Twitter can be important as well. (”If you haven’t tweeted, you haven’t lived,” Kirkpatrick quipped.) The Newberry Library in Chicago promotes its holdings on Twitter. However, he admitted that Twitter and Facebook are often better for customer service than publicity.

Eric Friedenwald-Fishman, creative director of the Metropolitan Group, summarized his recent report on how libraries can communicate effectively with multicultural populations (PDF file). “By 2050,” he said, “49% of the U.S. population will be nonwhite.” He offered many case studies that emphasized principles and practices for working with groups that are culturally, racially, and ethnically different from your own.

Finally, AL Direct Editor George Eberhart explained how libraries can get their news into ALA’s weekly newsletter. “Ask yourself the four E’s,” he advised. “Is your news Essential for a national or regional audience? Can other libraries Extrapolate ideas from what you’ve done? Have you Explained the significance of your event? Did you inject sufficient Excitement into your announcement about your program?”

Eberhart offered tips on writing press releases: “Use the active voice. Don’t say, ‘The library is pleased to announce’ something,” he said. “Even if your library is normally grumpy, the fact that you are now pleased does not constitute news.”

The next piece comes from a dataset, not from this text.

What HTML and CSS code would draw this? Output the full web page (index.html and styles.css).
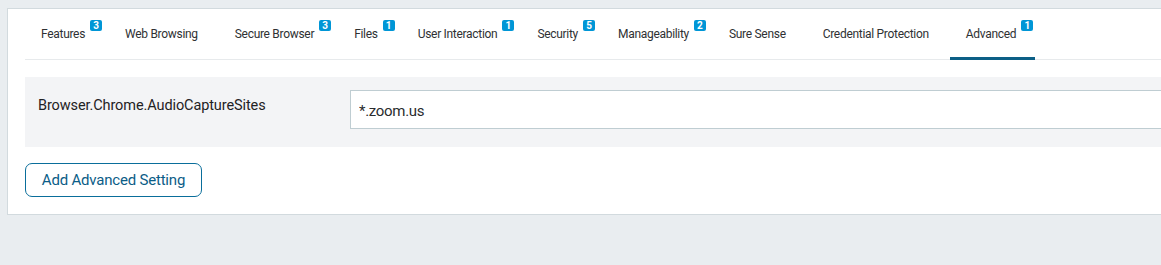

He gave some examples of press releases that work: “Use humor (’Librarian transformed into human popcorn ball’), allusion (’The endless summer reading list’), mild exaggeration (’Discover the truth about twittering’), intrigue (’Oprah sends her regrets’), lists (’27 things to do before conference’), and, if all else fails, use clarity (’Registration opens for online courses’).”

Let us know what’s going on in your libraries,” Eberhart concluded. “Other librarians will be interested too.”